--- Begin PROVIDED DATA ---
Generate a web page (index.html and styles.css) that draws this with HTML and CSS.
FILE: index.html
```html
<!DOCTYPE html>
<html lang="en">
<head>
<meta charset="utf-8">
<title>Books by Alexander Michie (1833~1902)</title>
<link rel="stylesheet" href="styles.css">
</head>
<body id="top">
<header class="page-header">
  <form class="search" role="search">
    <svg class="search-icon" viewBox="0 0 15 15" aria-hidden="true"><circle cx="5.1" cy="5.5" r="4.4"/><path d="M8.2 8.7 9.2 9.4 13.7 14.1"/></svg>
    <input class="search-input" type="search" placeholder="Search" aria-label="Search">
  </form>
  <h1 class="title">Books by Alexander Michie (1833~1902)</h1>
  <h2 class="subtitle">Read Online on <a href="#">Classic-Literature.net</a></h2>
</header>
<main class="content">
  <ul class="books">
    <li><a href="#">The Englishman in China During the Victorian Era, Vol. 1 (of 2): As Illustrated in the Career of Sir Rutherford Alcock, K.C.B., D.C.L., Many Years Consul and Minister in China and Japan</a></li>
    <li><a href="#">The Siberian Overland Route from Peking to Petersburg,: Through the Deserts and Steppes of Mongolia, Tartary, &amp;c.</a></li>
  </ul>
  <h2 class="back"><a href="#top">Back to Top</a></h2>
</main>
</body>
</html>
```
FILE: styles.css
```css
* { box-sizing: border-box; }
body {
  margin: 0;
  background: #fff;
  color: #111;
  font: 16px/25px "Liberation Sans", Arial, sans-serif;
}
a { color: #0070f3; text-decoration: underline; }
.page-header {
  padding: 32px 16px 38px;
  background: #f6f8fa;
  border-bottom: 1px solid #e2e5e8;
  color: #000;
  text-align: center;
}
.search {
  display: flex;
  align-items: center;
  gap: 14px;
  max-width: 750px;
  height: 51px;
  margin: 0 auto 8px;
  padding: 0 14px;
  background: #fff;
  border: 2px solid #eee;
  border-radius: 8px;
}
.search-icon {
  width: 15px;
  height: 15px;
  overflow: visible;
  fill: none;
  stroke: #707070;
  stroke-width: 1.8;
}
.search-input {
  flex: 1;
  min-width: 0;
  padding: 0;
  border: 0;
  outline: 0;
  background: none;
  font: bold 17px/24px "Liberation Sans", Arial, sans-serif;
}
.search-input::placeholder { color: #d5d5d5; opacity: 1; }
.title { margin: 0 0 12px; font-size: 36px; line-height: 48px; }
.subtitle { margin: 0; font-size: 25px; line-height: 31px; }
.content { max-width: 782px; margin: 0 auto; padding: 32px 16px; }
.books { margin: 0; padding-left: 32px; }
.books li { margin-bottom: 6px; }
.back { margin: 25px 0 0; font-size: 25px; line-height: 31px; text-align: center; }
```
--- End PROVIDED DATA ---
--- Begin PROVIDED DATA ---
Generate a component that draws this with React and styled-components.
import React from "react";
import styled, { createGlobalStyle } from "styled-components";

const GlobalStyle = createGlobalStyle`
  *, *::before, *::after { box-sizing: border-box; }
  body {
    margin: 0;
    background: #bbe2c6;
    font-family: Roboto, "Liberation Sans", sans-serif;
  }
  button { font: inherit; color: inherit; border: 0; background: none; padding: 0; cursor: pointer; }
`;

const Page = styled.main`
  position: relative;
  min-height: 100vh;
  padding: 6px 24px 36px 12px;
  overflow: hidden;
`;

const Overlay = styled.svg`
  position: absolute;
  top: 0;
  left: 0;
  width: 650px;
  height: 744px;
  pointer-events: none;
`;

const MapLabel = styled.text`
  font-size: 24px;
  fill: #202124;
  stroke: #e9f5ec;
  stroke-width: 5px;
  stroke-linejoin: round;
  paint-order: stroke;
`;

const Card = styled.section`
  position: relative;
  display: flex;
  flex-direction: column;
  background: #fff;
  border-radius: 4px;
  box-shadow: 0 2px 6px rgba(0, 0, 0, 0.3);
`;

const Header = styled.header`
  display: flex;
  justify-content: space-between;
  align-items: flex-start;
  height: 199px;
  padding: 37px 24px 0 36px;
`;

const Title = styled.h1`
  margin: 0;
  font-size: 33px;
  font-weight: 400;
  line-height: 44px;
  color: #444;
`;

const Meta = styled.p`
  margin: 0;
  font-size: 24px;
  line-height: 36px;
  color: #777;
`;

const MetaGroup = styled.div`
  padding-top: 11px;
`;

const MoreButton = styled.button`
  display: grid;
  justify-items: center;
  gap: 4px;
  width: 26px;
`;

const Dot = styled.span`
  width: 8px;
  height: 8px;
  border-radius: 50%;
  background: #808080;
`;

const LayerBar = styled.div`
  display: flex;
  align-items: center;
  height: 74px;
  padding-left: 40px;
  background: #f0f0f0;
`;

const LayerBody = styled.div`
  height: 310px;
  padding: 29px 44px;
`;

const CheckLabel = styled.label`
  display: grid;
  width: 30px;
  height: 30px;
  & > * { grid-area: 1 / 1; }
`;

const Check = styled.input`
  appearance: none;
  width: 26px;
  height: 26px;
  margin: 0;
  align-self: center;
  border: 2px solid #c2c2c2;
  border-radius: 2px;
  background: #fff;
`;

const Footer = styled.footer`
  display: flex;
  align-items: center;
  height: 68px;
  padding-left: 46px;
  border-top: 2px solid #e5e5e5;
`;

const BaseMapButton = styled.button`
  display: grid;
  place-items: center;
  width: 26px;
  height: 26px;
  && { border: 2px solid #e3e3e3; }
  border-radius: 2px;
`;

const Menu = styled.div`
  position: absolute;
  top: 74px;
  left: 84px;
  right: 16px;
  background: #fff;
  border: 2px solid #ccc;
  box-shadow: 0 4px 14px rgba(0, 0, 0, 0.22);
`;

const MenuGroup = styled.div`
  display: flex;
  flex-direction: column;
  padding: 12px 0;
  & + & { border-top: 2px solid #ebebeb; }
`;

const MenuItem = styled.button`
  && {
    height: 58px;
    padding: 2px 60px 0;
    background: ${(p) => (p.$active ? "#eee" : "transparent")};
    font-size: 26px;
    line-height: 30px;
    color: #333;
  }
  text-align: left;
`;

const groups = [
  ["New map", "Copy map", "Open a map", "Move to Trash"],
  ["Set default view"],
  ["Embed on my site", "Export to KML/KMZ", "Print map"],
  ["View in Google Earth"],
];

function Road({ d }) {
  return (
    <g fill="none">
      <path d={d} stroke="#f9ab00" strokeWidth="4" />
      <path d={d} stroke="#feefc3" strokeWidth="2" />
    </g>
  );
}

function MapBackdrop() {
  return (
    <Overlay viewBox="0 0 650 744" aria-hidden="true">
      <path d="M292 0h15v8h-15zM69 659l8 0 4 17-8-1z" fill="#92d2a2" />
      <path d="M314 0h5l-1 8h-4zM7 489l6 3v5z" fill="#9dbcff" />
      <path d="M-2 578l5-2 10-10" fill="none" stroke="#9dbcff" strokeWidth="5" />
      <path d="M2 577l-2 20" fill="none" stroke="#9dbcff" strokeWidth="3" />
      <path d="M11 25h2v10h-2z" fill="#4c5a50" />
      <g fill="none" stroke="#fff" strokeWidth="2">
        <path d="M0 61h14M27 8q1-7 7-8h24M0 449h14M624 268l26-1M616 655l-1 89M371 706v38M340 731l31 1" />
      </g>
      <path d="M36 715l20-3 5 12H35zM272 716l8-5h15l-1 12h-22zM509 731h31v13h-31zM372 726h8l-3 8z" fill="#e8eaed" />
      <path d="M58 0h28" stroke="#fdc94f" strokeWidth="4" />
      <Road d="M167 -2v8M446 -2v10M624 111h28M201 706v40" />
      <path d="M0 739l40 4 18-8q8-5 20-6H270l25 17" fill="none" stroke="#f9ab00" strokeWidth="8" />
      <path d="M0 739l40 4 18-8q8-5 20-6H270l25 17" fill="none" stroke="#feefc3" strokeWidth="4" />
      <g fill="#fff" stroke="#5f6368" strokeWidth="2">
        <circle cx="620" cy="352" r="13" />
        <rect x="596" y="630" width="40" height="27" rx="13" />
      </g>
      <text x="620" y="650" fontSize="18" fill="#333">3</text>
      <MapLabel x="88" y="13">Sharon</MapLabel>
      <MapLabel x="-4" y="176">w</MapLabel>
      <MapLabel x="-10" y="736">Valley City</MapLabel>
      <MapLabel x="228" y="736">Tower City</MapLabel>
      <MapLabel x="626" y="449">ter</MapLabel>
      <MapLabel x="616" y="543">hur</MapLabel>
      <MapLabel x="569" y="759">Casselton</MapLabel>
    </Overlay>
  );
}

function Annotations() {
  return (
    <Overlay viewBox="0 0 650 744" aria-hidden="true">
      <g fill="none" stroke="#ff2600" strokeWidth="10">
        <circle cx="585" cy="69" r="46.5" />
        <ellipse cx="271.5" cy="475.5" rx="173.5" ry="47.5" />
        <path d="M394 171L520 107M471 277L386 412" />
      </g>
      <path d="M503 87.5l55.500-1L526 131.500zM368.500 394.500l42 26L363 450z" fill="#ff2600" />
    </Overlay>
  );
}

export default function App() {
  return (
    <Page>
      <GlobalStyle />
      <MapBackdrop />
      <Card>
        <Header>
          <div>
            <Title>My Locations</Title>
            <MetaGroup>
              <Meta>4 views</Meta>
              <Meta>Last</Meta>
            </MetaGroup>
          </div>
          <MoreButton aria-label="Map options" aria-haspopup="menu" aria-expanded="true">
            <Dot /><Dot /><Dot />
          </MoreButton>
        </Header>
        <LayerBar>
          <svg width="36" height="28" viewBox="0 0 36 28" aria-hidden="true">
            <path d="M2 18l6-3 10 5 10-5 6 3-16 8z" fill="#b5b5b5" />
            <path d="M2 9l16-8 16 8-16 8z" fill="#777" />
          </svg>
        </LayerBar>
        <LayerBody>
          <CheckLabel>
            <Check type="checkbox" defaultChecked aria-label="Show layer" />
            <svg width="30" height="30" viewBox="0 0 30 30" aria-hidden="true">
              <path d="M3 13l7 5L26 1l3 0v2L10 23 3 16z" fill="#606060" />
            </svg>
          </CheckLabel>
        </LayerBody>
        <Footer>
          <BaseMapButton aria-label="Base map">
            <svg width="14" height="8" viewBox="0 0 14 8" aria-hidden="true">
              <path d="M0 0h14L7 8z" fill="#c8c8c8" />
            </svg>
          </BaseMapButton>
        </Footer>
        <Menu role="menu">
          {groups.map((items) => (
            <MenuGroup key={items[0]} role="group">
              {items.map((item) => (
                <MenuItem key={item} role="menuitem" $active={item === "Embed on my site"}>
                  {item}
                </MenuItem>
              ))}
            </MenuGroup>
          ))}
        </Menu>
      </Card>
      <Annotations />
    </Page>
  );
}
--- End PROVIDED DATA ---
**DIRECTIVE:** Looking at the data above, show all lines where the word "React" occurs.

**SOLUTION TO THIS PROBLEM:**
Generate a component that draws this with React and styled-components.
import React from "react";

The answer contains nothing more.